Corbyn replied it was hard to undermine something that wasn’t taking place. Yet again, Johnson was achieving something the Conservative party and most Labour MPs had previously thought impossible. He was making Corbyn look like a statesman in command of his brief. A politician who understood the forensic detail and could think on his feet. Who knew that Boris was capable of such altruism?
It was all downhill for Johnson from there. Asked to confirm what was in the No Deal Operation Yellowhammer dossier, he all but suggested it didn’t exist. Even though almost all the details had been leaked to the Sunday Times a couple of weeks ago. And then he just made up a story about the interview in which Michael Gove had said some food prices would go up. It had never happened. It was a Mikey impersonator who had been on the TV. The real Mikey had been having breakfast with him. Honest.
Boris looked up hopefully. This was the kind of bare-faced lie he’d got away with for years and he confidently expected to get away with it again now. Except many of his own backbenchers were beginning to suffer unexpected pangs of conscience.

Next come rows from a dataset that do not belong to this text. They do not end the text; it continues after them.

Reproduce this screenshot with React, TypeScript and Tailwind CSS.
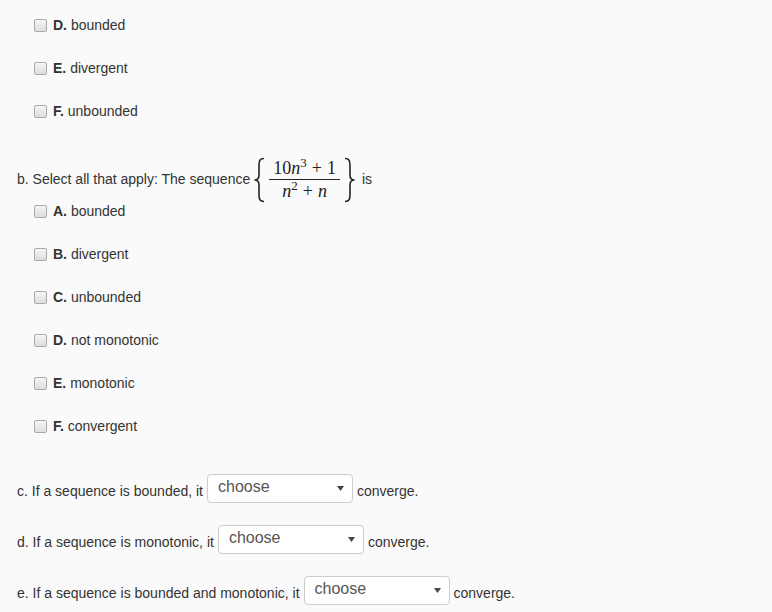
import React from "react";

const groupOne = [
  { key: "D.", label: "bounded" },
  { key: "E.", label: "divergent" },
  { key: "F.", label: "unbounded" },
];

const groupTwo = [
  { key: "A.", label: "bounded" },
  { key: "B.", label: "divergent" },
  { key: "C.", label: "unbounded" },
  { key: "D.", label: "not monotonic" },
  { key: "E.", label: "monotonic" },
  { key: "F.", label: "convergent" },
];

const questions = [
  { lead: "c. If a sequence is bounded, it" },
  { lead: "d. If a sequence is monotonic, it" },
  { lead: "e. If a sequence is bounded and monotonic, it" },
];

function Option({ k, label }: { k: string; label: string }) {
  return (
    <label className="flex items-center h-5 ml-[17px]">
      <span className="w-[13px] h-[13px] rounded-[2px] border border-[#a8a8a8] bg-gradient-to-b from-[#f6f6f6] to-[#dcdcdc] shadow-[inset_0_0_1px_#ffffff]" />
      <span className="ml-[6px]">
        <b>{k}</b> {label}
      </span>
    </label>
  );
}

function Brace({ flip }: { flip?: boolean }) {
  return (
    <svg width="13" height="46" viewBox="0 0 13 46" className={flip ? "-scale-x-100" : ""}>
      <path
        d="M11,1.5 C6.5,1.5 6,4 6,9 L6,18 C6,21.5 4.5,23 1.5,23 C4.5,23 6,24.5 6,28 L6,37 C6,42 6.5,44.5 11,44.5"
        fill="none"
        stroke="#222"
        strokeWidth="1.6"
      />
    </svg>
  );
}

function Choose() {
  return (
    <div className="flex items-center justify-between w-[146px] h-[29px] mx-[4px] border border-[#cccccc] rounded-[4px] bg-white pl-[10px] pr-[8px]">
      <span className="text-[16px] text-[#555555] -mt-[4px]">choose</span>
      <svg width="7" height="5" viewBox="0 0 7 5">
        <path d="M0,0 L7,0 L3.5,5 Z" fill="#444" />
      </svg>
    </div>
  );
}

export default function App() {
  return (
    <div className="min-h-screen bg-[#fafafa] text-[14px] text-[#333333] font-['Liberation_Sans',Arial,sans-serif] pl-[17px] pt-[15px]">
      <div className="flex flex-col gap-[23px]">
        {groupOne.map((o) => (
          <Option key={o.key} k={o.key} label={o.label} />
        ))}
      </div>

      <div className="flex items-center h-[43px] mt-[37px]">
        <span>b. Select all that apply: The sequence</span>
        <span className="flex items-center ml-[3px] font-['Liberation_Serif',serif] text-[18px] text-[#222]">
          <Brace />
          <span className="flex flex-col items-center mx-[3px]">
            <span className="leading-[21px] border-b border-[#222] px-[4px]">
              10<i>n</i>
              <sup className="text-[13px]">3</sup>
              <span className="mx-[5px]">+</span>1
            </span>
            <span className="leading-[21px] pt-[1px]">
              <i>n</i>
              <sup className="text-[13px]">2</sup>
              <span className="mx-[5px]">+</span>
              <i>n</i>
            </span>
          </span>
          <Brace flip />
        </span>
        <span className="ml-[6px]">is</span>
      </div>

      <div className="flex flex-col gap-[23px]">
        {groupTwo.map((o) => (
          <Option key={o.key + o.label} k={o.key} label={o.label} />
        ))}
      </div>

      <div className="flex flex-col gap-[22px] mt-[38px]">
        {questions.map((q) => (
          <div key={q.lead} className="flex items-center h-[29px]">
            <span className="pt-[5px]">{q.lead}</span>
            <Choose />
            <span className="pt-[5px]">converge.</span>
          </div>
        ))}
      </div>
    </div>
  );
}
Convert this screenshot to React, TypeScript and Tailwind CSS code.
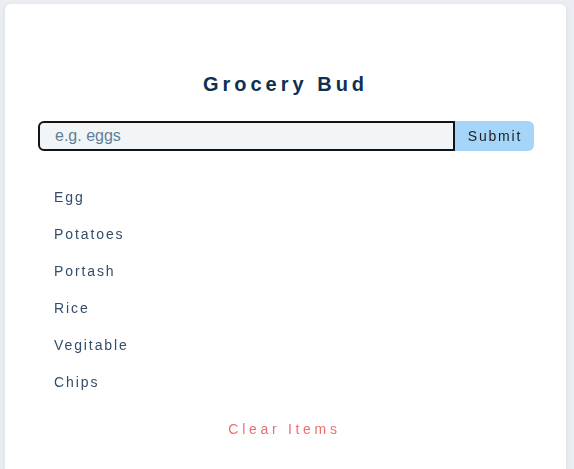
import React from "react";

const items = ["Egg", "Potatoes", "Portash", "Rice", "Vegitable", "Chips"];

export default function App() {
  return (
    <div
      className="min-h-[469px] w-full bg-[#eaeef2] pt-[4px] pl-[5px] pr-[8px]"
      style={{ fontFamily: '"Liberation Sans", Arial, sans-serif' }}
    >
      <div className="h-[465px] w-[561px] rounded-t-[6px] bg-white px-[33px] pt-[67px] shadow-[0_2px_6px_rgba(0,0,0,0.08)]">
        <h3 className="text-center text-[20px] font-bold leading-[26px] tracking-[4px] text-[#0f3050]">
          Grocery Bud
        </h3>
        <form className="mt-[24px] flex h-[30px] w-[496px]" onSubmit={(e) => e.preventDefault()}>
          <input
            autoFocus
            placeholder="e.g. eggs"
            className="h-[30px] flex-1 rounded-l-[6px] border-2 border-[#141414] bg-[#f1f5f8] pl-[15px] text-[16px] text-[#102a42] outline-none placeholder:text-[#617d98]"
          />
          <button
            type="submit"
            className="h-[30px] w-[79px] rounded-r-[6px] bg-[#a5d5f8] pl-[1px] text-[14px] tracking-[1.8px] text-[#222]"
          >
            Submit
          </button>
        </form>
        <div className="mt-[28px] pl-[16px]">
          {items.map((it) => (
            <div
              key={it}
              className="flex h-[37px] items-center text-[14px] tracking-[1.9px] text-[#324d67]"
            >
              {it}
            </div>
          ))}
        </div>
        <div className="mt-[18px] flex justify-center">
          <button className="pl-0 pr-[2px] text-[14px] leading-[20px] tracking-[3.7px] text-[#ee6e6e]">
            Clear Items
          </button>
        </div>
      </div>
    </div>
  );
}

They’d put their doubts about Johnson’s character to one side when they’d elected him, because they’d fallen for the glitter after Theresa May’s monochrome leadership. Now they realised that the Carry On film they thought they had bought was in fact a snuff movie.
“We need a sensible moderate Conservative government,” Johnson ploughed on. But that wasn’t on offer, as what we had was a party that had abandoned its one-nation values and had now been hijacked by a far-right elite that had just purged 21 of its number for doing something that many in the cabinet had done repeatedly with impunity. The wrong kind of morality is a death sentence these days. Classic Dom.
But the moment when Johnson totally lost the house was when the Labour MP Tanmanjeet Singh Dhesi was applauded for asking him to apologise for his racist comments about “bongo bongo land” and Muslim women looking like letterboxes. An admission that he could have chosen his words better – that language mattered – was all that was required. But Boris is incapable of saying sorry. So he bumbled, anxiously looking round for support, while his entire front bench stared at the floor, refusing to catch his eye.
Come the end, Johnson was desperate to leave. He couldn’t even keep to the script that he didn’t want an election as he blurted out that he did want one after all. Dom would kill him for that. He rushed for the exit, only to be hauled back when he was reminded he was rather obliged to sit through Sajid Javid’s spending review. Having retaken his seat, he appeared to lose interest quickly. As did everyone else. Javid is even duller than Philip Hammond and besides his statement was only an election promise. No one had a clue whether it could be delivered.
Enough was enough. Johnson would be back later for further humiliation. He would lose the Rebel Alliance vote on preventing a no deal. And he would also lose the vote on forcing an election. The timetable was out of his hands. Classic Dom. Played three, lost three. His 100% record would be intact. The failure’s failure.